Metcalf v. Hunnewell
This text of 67 Mass. 297 (Metcalf v. Hunnewell) is published on Counsel Stack Legal Research, covering Massachusetts Supreme Judicial Court primary law. Counsel Stack provides free access to over 12 million legal documents including statutes, case law, regulations, and constitutions.
Opinion
This petition cannot be maintained. The statute of 1851, c. 343, upon which it is founded, creates a lien upon the building, and the lot of land on which it stands, to secure the payment of wages due for labor performed upon it, “ by virtue of any contract with the owner thereof, or other person who has contracted with such owner for erecting, altering or repairing such building,'or for the purchase of the land for the purpose of building thereon.” The petitioners do not bring themselves within either of these provisions.
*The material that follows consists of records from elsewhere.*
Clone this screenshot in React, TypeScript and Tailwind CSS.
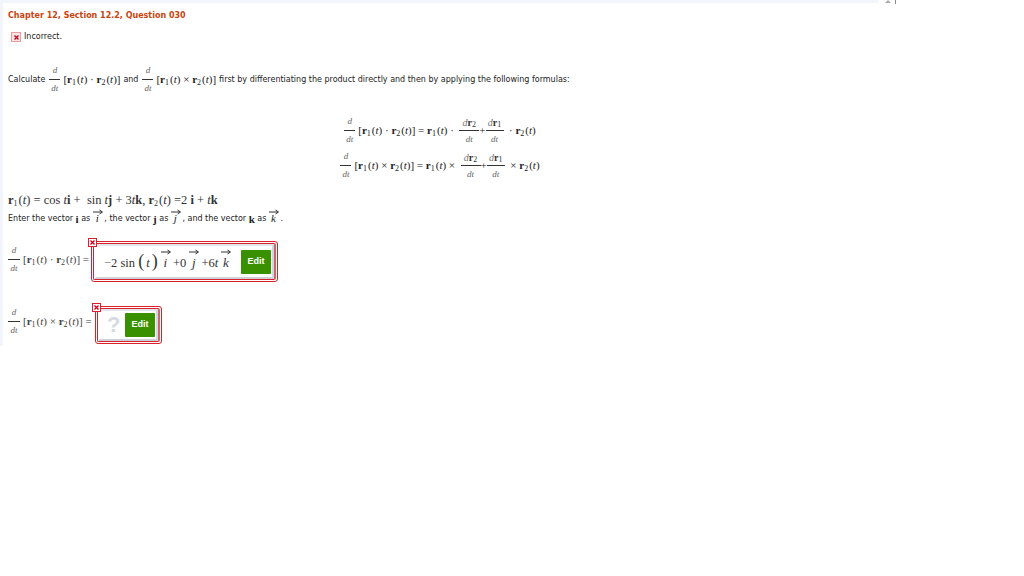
import React from 'react';

const Frac: React.FC<{ top: React.ReactNode; bottom: React.ReactNode; w: string }> = ({ top, bottom, w }) => (
  <span className={`inline-flex flex-col items-center font-['Liberation_Serif',serif] ${w}`}>
    <span className="h-[17px] flex items-end pb-[2px] leading-none italic text-[9px] text-[#666]">{top}</span>
    <span className="w-full h-px bg-[#333]"></span>
    <span className="h-[17px] flex items-start pt-[4px] leading-none italic text-[9px] text-[#666]">{bottom}</span>
  </span>
);

const D: React.FC = () => <span className="relative top-[-2px]">d</span>;

const B: React.FC<{ children: React.ReactNode }> = ({ children }) => <b className="font-bold">{children}</b>;

const R: React.FC<{ n: string }> = ({ n }) => (
  <span><B>r</B><span className="text-[8px] leading-none relative top-[2px]">{n}</span><span className="ml-px">(<i>t</i>)</span></span>
);

const Vec: React.FC<{ c: string; size: string; top: string }> = ({ c, size, top }) => (
  <span className="relative inline-block mx-px min-w-[7px] text-center leading-none">
    <i className={size}>{c}</i>
    <svg className={`absolute left-[-1px] ${top}`} width="10" height="6" viewBox="0 0 10 6">
      <path d="M0 3H9M6.5 1L9.5 3L6.5 5" fill="none" stroke="#333" strokeWidth="1" />
    </svg>
  </span>
);

const XMark: React.FC<{ box: string }> = ({ box }) => (
  <span className={`flex items-center justify-center border ${box}`}>
    <svg width="5" height="5" viewBox="0 0 5 5"><path d="M0.5 0.5L4.5 4.5M4.5 0.5L0.5 4.5" stroke="#d0021b" strokeWidth="1.4" /></svg>
  </span>
);

const Bracket: React.FC<{ op: string }> = ({ op }) => (
  <span>[<R n="1" /> {op} <R n="2" />]</span>
);

const DrTop: React.FC<{ n: string }> = ({ n }) => (
  <span className="not-italic text-[10px] text-[#333]"><i className="text-[#777]">d</i><B>r</B><span className="text-[8px] relative top-[1px]">{n}</span></span>
);

const EditBtn: React.FC = () => (
  <span className="flex items-center justify-center w-[30px] h-[24px] bg-[#3a9100] text-white text-[9px] font-bold font-['Liberation_Sans',sans-serif] rounded-[1px]">Edit</span>
);

const App: React.FC = () => {
  return (
    <div className="relative w-[1024px] h-[576px] bg-white overflow-hidden font-['DejaVu_Sans',sans-serif] text-[8px] text-[#222]">
      {/* page frame strips */}
      <div className="absolute left-0 top-0 w-[878px] h-[3px] bg-[#f2f6fc]"></div>
      <div className="absolute left-0 top-0 w-[3px] h-[346px] bg-[#f2f6fc]"></div>
      <div className="absolute left-[884px] top-0 w-[8px] h-[4px] flex justify-center">
        <span className="w-0 h-0 border-x-[3px] border-x-transparent border-b-[3px] border-b-[#aaa]"></span>
      </div>
      <div className="absolute left-[895px] top-0 w-px h-[4px] bg-[#888]"></div>

      <div className="pl-[8px] pt-[12px]">
        <h1 className="h-[8px] leading-[8px] text-[8px] font-bold text-[#c8440f]">Chapter 12, Section 12.2, Question 030</h1>

        <div className="flex items-center gap-[3px] mt-[12px] ml-[3px] h-[10px]">
          <XMark box="w-[10px] h-[10px] bg-[#fbe6e6] border-[#ee9a9a]" />
          <span>Incorrect.</span>
        </div>

        <div className="flex items-center mt-[20px] h-[35px]">
          <span className="mr-[4px]">Calculate</span>
          <Frac w="w-[11px]" top={<D />} bottom="dt" />
          <span className="ml-[3px] w-[57px] whitespace-nowrap font-['Liberation_Serif',serif] text-[11px]"><Bracket op="·" /></span>
          <span className="ml-[3px] mr-[4px]">and</span>
          <Frac w="w-[11px]" top={<D />} bottom="dt" />
          <span className="ml-[3px] font-['Liberation_Serif',serif] text-[11px]"><Bracket op="×" /></span>
          <span className="ml-[3px]">first by differentiating the product directly and then by applying the following formulas:</span>
        </div>

        {/* formulas */}
        <div className="flex flex-col items-center w-[864px] mt-[16px] font-['Liberation_Serif',serif] text-[11px]">
          <div className="flex items-center h-[35px]">
            <Frac w="w-[11px]" top={<D />} bottom="dt" />
            <span className="ml-[3px]"><Bracket op="·" /> = <R n="1" /> ·&nbsp;&nbsp;</span>
            <Frac w="w-[20px]" top={<DrTop n="2" />} bottom="dt" />
            <span>+</span>
            <Frac w="w-[18px]" top={<DrTop n="1" />} bottom="dt" />
            <span>&nbsp;&nbsp;· <R n="2" /></span>
          </div>
          <div className="flex items-center h-[35px]">
            <Frac w="w-[11px]" top={<D />} bottom="dt" />
            <span className="ml-[3px]"><Bracket op="×" /> = <R n="1" /> ×&nbsp;&nbsp;</span>
            <Frac w="w-[20px]" top={<DrTop n="2" />} bottom="dt" />
            <span>+</span>
            <Frac w="w-[18px]" top={<DrTop n="1" />} bottom="dt" />
            <span>&nbsp;&nbsp;× <R n="2" /></span>
          </div>
        </div>

        <div className="mt-[11px] h-[12px] leading-[12px] font-['Liberation_Serif',serif] text-[12.5px] text-[#333]">
          <R n="1" /> = cos <i>t</i><B>i</B> + &nbsp;sin <i>t</i><B>j</B> + 3<i>t</i><B>k</B>, <R n="2" /> =2 <B>i</B> + <i>t</i><B>k</B>
        </div>

        <div className="mt-[7px] h-[12px] flex items-center">
          <span>Enter the vector&nbsp;</span>
          <span className="font-['Liberation_Serif',serif] font-bold text-[11px]">i</span>
          <span>&nbsp;as&nbsp;</span>
          <span className="font-['Liberation_Serif',serif]"><Vec c="i" size="text-[11px]" top="top-[-4px]" /></span>
          <span>&nbsp;, the vector&nbsp;</span>
          <span className="font-['Liberation_Serif',serif] font-bold text-[11px]">j</span>
          <span>&nbsp;as&nbsp;</span>
          <span className="font-['Liberation_Serif',serif]"><Vec c="j" size="text-[11px]" top="top-[-4px]" /></span>
          <span>&nbsp;, and the vector&nbsp;</span>
          <span className="font-['Liberation_Serif',serif] font-bold text-[11px]">k</span>
          <span>&nbsp;as&nbsp;</span>
          <span className="font-['Liberation_Serif',serif]"><Vec c="k" size="text-[11px]" top="top-[-4px]" /></span>
          <span>&nbsp;.</span>
        </div>

        {/* answer one */}
        <div className="flex items-center mt-[16px] h-[41px] font-['Liberation_Serif',serif] text-[11px] text-[#444]">
          <div className="flex items-center mb-[5px]">
            <Frac w="w-[12px]" top={<D />} bottom="dt" />
            <span className="ml-[3px] w-[68px] whitespace-nowrap"><Bracket op="·" /> =</span>
          </div>
          <div className="relative">
            <div className="absolute left-[-3px] top-[-3px] z-10"><XMark box="w-[9px] h-[9px] bg-white border-[#d9212c]" /></div>
            <div className="w-[187px] h-[41px] border border-[#d9212c] rounded-[3px] p-px">
              <div className="h-full border border-[#d9212c] border-r-2 border-r-[#c96a6a] border-b-[#d9212c] rounded-[2px]">
                <div className="flex items-center w-full h-full pl-[8px] pr-[1px] border-2 border-t-[#e2e6ec] border-l-white border-r-[#d3d8e0] border-b-[#cdd2da]">
                  <span className="text-[12.5px] text-[#333] whitespace-nowrap">
                    <span className="text-[#777]">−</span>2 sin <span className="text-[18px] font-light">(</span><i className="mx-[2px]">t</i><span className="text-[18px] font-light">)</span> <Vec c="i" size="text-[13px]" top="top-[-7px]" /> +0 <Vec c="j" size="text-[13px]" top="top-[-7px]" /> +6<i>t</i> <Vec c="k" size="text-[13px]" top="top-[-7px]" />
                  </span>
                  <span className="ml-auto"><EditBtn /></span>
                </div>
              </div>
            </div>
          </div>
        </div>

        {/* answer two */}
        <div className="flex items-center mt-[24px] h-[38px] font-['Liberation_Serif',serif] text-[11px] text-[#444]">
          <div className="flex items-center mb-[8px]">
            <Frac w="w-[12px]" top={<D />} bottom="dt" />
            <span className="ml-[3px] w-[72px] whitespace-nowrap"><Bracket op="×" /> =</span>
          </div>
          <div className="relative">
            <div className="absolute left-[-3px] top-[-3px] z-10"><XMark box="w-[9px] h-[9px] bg-white border-[#d9212c]" /></div>
            <div className="w-[67px] h-[38px] border border-[#d9212c] rounded-[3px] p-px">
              <div className="h-full border border-[#d9212c] border-r-2 border-r-[#c96a6a] rounded-[2px]">
                <div className="flex items-center w-full h-full pl-[7px] pr-[1px] border-2 border-t-[#e2e6ec] border-l-white border-r-[#d3d8e0] border-b-[#cdd2da]">
                  <span className="text-[22px] leading-none font-bold text-[#d5dae2] font-['Liberation_Sans',sans-serif]">?</span>
                  <span className="ml-auto"><EditBtn /></span>
                </div>
              </div>
            </div>
          </div>
        </div>
      </div>
    </div>
  );
};

export default App;
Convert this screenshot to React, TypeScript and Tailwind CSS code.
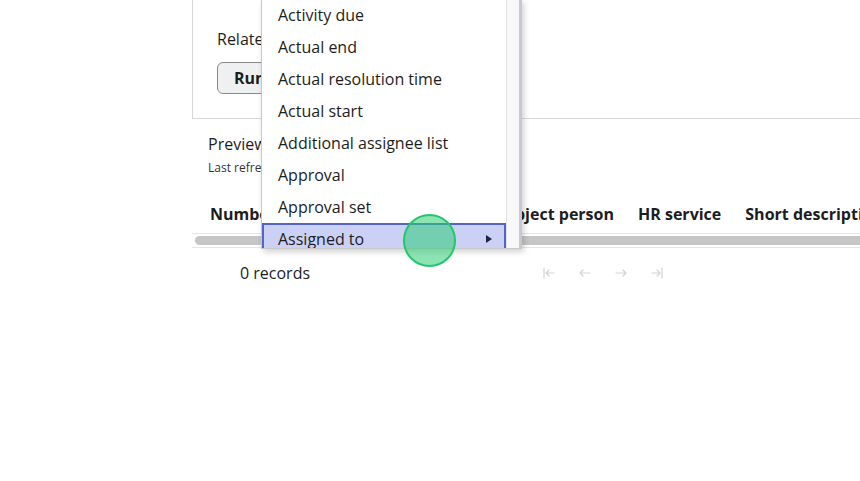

They performed labor upon the building standing upon the land described in their petition; but they do not show that they contracted for the rendition of such service, with any of the parties described in the statute. The contract, by virtue of which that labor was performed, was made with Henry Hilt. It was in fact made some months before this statute was enacted, but it is unnecessary to take notice of that consideration,
Petition dismissed.
In the case of Donahy v. Clapp, Norfolk, November term 1853, it was decided that this statute did not apply to contracts made before it took effect.